9.11の遺構を博物館へ 継承されていくあの日の記憶

 2001年9月11日の米同時多発テロ事件時に、ワールド・トレード・センター(WTC)駅に停車中で奇跡的に被害を逃れたパス(PATH)トレインの車両が、ニューヨーク州アルスター郡キングストンにあるニューヨーク・トロリー博物館で展示されることが分かった。

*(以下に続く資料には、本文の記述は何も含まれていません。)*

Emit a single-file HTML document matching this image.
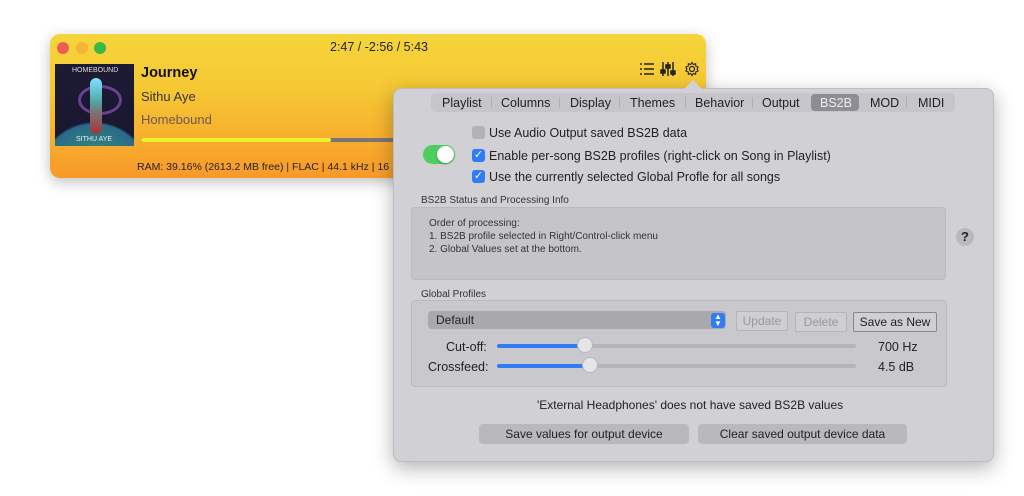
<!DOCTYPE html><html><head><style>
body{margin:0;width:1024px;height:496px;background:#fff;position:relative;overflow:hidden;font-family:"Liberation Sans",sans-serif;}
.a{position:absolute;white-space:nowrap}
.win{left:50px;top:34px;width:656px;height:144px;border-radius:10px;background:linear-gradient(#f5d53a 0%,#f6c733 40%,#f8992a 100%);box-shadow:0 4px 14px rgba(0,0,0,.25);overflow:hidden}
.dot{width:12px;height:12px;border-radius:6px;top:42px}
.pop{left:393px;top:88px;width:599px;height:372px;background:#d1d0d4;border-radius:8px;box-shadow:0 6px 20px rgba(0,0,0,.3);border:1px solid #bdbcc0}
.t{font-size:12.5px;color:#222;top:96px}
.sep{width:1px;height:11px;background:#b0afb4;top:97px}
.cb{width:13px;height:13px;border-radius:3px;background:#2f7cf6;color:#fff;font-size:11px;line-height:13px;text-align:center}
.l{font-size:12.5px;color:#222}
.s{font-size:10px;color:#333}
.btn{border:1px solid #b5b4b8;background:#cfced2;font-size:12px;color:#999;text-align:center;line-height:18px;border-radius:2px}
.trk{height:4px;background:#b5b4b9;border-radius:2px}
.knob{width:14px;height:14px;border-radius:8px;background:#e5e5e7;border:1px solid #b8b8bb}
</style></head><body>
<div class="a win"></div>
<div class="a dot" style="left:57px;background:#ee5b55"></div>
<div class="a dot" style="left:76px;background:#f2b43a"></div>
<div class="a dot" style="left:94px;background:#3cb849"></div>
<div class="a" style="left:330px;top:40px;font-size:12.5px;color:#222">2:47 / -2:56 / 5:43</div>
<div class="a" style="left:55px;top:64px;width:79px;height:82px;background:radial-gradient(circle at 50% 140%,#3a9a6a 0,#2a6a8a 45%,#1a1830 47%,#1d1a33 100%)"></div>
<div class="a" style="left:78px;top:85px;width:38px;height:24px;border-radius:50%;border:3px solid #7a4aa8;opacity:.8"></div>
<div class="a" style="left:90px;top:78px;width:12px;height:56px;background:linear-gradient(#7fe1ff,#5aa 40%,#777 60%,#a33);border-radius:6px"></div>
<div class="a" style="left:72px;top:67px;font-size:7px;color:#ddd">HOMEBOUND</div>
<div class="a" style="left:76px;top:136px;font-size:7px;color:#eee">SITHU AYE</div>
<div class="a" style="left:141px;top:65px;font-size:14.5px;font-weight:bold;color:#111">Journey</div>
<div class="a" style="left:141px;top:89px;font-size:13px;color:#333">Sithu Aye</div>
<div class="a" style="left:141px;top:112px;font-size:13px;color:#6a5a52">Homebound</div>
<div class="a" style="left:141px;top:138px;width:254px;height:4px;background:#777"></div>
<div class="a" style="left:141px;top:138px;width:190px;height:4px;background:#eef22a;border-radius:2px"></div>
<div class="a" style="left:137px;top:161px;font-size:10.5px;color:#222">RAM: 39.16% (2613.2 MB free) | FLAC | 44.1 kHz | 16</div>
<svg class="a" style="left:638px;top:60px" width="66" height="18" viewBox="0 0 66 18">
<g stroke="#222" stroke-width="1.5" fill="none"><path d="M2 4h2M6 4h10M2 9h2M6 9h10M2 14h2M6 14h10"/>
<path d="M25 2v14M30 2v14M35 2v14"/><rect x="23" y="10" width="4" height="3" fill="#222"/><rect x="28" y="5" width="4" height="3" fill="#222"/><rect x="33" y="11" width="4" height="3" fill="#222"/>
<circle cx="54" cy="9" r="2.5" stroke-width="1.2"/><path d="M54 2.5l1.3 2 2.3-.8 .2 2.4 2.3.9-1 2 1 2-2.3.9-.2 2.4-2.3-.8-1.3 2-1.3-2-2.3.8-.2-2.4-2.3-.9 1-2-1-2 2.3-.9.2-2.4 2.3.8z" stroke-width="1.1"/></g></svg>
<div class="a pop"></div>
<div class="a" style="left:684px;top:80px;width:0;height:0;border-left:9px solid transparent;border-right:9px solid transparent;border-bottom:9px solid #d1d0d4"></div>
<div class="a" style="left:431px;top:93px;width:524px;height:19px;background:#c6c5ca;border-radius:5px"></div>
<div class="a" style="left:811px;top:94px;width:48px;height:17px;background:#8e8d93;border-radius:4px"></div>
<div class="a sep" style="left:491px"></div><div class="a sep" style="left:559px"></div><div class="a sep" style="left:619px"></div><div class="a sep" style="left:685px"></div><div class="a sep" style="left:752px"></div><div class="a sep" style="left:906px"></div>
<div class="a t" style="left:442px">Playlist</div>
<div class="a t" style="left:501px">Columns</div>
<div class="a t" style="left:570px">Display</div>
<div class="a t" style="left:630px">Themes</div>
<div class="a t" style="left:695px">Behavior</div>
<div class="a t" style="left:762px">Output</div>
<div class="a t" style="left:820px;color:#eee">BS2B</div>
<div class="a t" style="left:870px">MOD</div>
<div class="a t" style="left:918px">MIDI</div>
<div class="a" style="left:472px;top:126px;width:13px;height:13px;border-radius:3px;background:#b3b2b6"></div>
<div class="a l" style="left:489px;top:126px">Use Audio Output saved BS2B data</div>
<div class="a cb" style="left:472px;top:149px">✓</div>
<div class="a l" style="left:489px;top:149px">Enable per-song BS2B profiles (right-click on Song in Playlist)</div>
<div class="a cb" style="left:472px;top:170px">✓</div>
<div class="a l" style="left:489px;top:170px">Use the currently selected Global Profle for all songs</div>
<div class="a" style="left:423px;top:145px;width:32px;height:19px;border-radius:10px;background:#4ccf5e"></div>
<div class="a" style="left:437px;top:146px;width:17px;height:17px;border-radius:9px;background:#fff;box-shadow:0 1px 2px rgba(0,0,0,.3)"></div>
<div class="a s" style="left:421px;top:195px">BS2B Status and Processing Info</div>
<div class="a" style="left:411px;top:207px;width:533px;height:71px;background:#c5c4c8;border:1px solid #bbbabe;border-radius:4px"></div>
<div class="a s" style="left:429px;top:217px;line-height:13px">Order of processing:<br>1. BS2B profile selected in Right/Control-click menu<br>2. Global Values set at the bottom.</div>
<div class="a" style="left:956px;top:228px;width:18px;height:18px;border-radius:9px;background:#b9b8bc;font-size:13px;font-weight:bold;text-align:center;line-height:18px;color:#222">?</div>
<div class="a s" style="left:421px;top:289px">Global Profiles</div>
<div class="a" style="left:411px;top:300px;width:534px;height:85px;background:#c9c8cc;border:1px solid #bbbabe;border-radius:4px"></div>
<div class="a" style="left:428px;top:311px;width:298px;height:18px;background:#a9a8ad;border-radius:4px"></div>
<div class="a l" style="left:436px;top:313px;font-size:12px">Default</div>
<div class="a" style="left:711px;top:313px;width:14px;height:15px;background:#2f7cf6;border-radius:3px;color:#fff;font-size:8px;text-align:center;line-height:7px">▲<br>▼</div>
<div class="a btn" style="left:736px;top:311px;width:50px">Update</div>
<div class="a btn" style="left:795px;top:312px;width:50px">Delete</div>
<div class="a btn" style="left:853px;top:312px;width:82px;color:#222;border-color:#888">Save as New</div>
<div class="a l" style="left:446px;top:340px">Cut-off:</div>
<div class="a l" style="left:428px;top:360px">Crossfeed:</div>
<div class="a trk" style="left:497px;top:344px;width:359px"></div>
<div class="a trk" style="left:497px;top:344px;width:88px;background:#2f7cf6"></div>
<div class="a knob" style="left:577px;top:337px"></div>
<div class="a trk" style="left:497px;top:364px;width:359px"></div>
<div class="a trk" style="left:497px;top:364px;width:92px;background:#2f7cf6"></div>
<div class="a knob" style="left:582px;top:357px"></div>
<div class="a l" style="left:878px;top:340px">700 Hz</div>
<div class="a l" style="left:878px;top:360px">4.5 dB</div>
<div class="a l" style="left:537px;top:398px;font-size:12px">'External Headphones' does not have saved BS2B values</div>
<div class="a btn" style="left:479px;top:424px;width:208px;background:#b9b8bc;color:#222;border-color:#b9b8bc;border-radius:4px">Save values for output device</div>
<div class="a btn" style="left:698px;top:424px;width:207px;background:#b9b8bc;color:#222;border-color:#b9b8bc;border-radius:4px">Clear saved output device data</div>
</body></html>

 この車両は米同時多発テロが起きた日の朝、多くの乗客をWTC駅まで送り届けたのち、回送となって停車していた。テロ発生時は乗客がおらず、停車していた場所の屋根が奇跡的に崩落を逃れたために車両は原型をとどめていたが、車体には多数の傷跡があり窓ガラスは吹き飛ばされて、事件当時の爆風の衝撃を物語っている。これまでジョン・ F ・ケネディー国際空港で保管されてきたが、16日からニューヨーク・トロリー博物館に展示されることが決定した。

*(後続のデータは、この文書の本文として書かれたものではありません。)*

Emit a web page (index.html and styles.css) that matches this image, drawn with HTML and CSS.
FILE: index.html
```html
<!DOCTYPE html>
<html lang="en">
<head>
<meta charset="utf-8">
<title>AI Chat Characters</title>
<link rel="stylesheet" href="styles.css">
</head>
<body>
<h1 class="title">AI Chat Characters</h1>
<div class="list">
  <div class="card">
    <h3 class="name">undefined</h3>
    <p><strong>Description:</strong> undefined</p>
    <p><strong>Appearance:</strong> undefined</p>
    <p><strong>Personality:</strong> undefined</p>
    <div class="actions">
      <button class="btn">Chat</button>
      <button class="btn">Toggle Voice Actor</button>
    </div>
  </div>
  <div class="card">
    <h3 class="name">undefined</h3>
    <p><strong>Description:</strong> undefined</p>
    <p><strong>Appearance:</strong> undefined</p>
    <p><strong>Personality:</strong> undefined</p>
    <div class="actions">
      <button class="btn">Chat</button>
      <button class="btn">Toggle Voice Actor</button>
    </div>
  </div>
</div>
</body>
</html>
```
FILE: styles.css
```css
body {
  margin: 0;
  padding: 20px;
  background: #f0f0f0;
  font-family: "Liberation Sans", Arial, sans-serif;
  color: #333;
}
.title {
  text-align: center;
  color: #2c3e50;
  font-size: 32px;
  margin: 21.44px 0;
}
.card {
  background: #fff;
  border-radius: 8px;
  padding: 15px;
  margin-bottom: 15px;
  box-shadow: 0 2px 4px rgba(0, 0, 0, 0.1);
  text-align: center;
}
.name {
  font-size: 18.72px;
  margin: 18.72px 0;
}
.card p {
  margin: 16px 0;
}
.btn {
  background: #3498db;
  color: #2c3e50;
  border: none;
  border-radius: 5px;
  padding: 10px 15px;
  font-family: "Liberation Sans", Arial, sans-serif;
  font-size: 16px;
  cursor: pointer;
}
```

 ニューヨーク・ニュージャージー港湾公社(PA)のスティーブ・コールマン広報担当は「9.11の遺構を展示することで、あの悲惨な出来事を風化させないようにしたい」と述べている。同博物館のエリック・ガルセス館長も「01年当時の広告がそのまま残されている車両内は、あの時から時間が止まっている。長らく公開されていなかったテロの遺構を展示するのはピラミッド霊廟を公開するような厳かなもの」と述べた。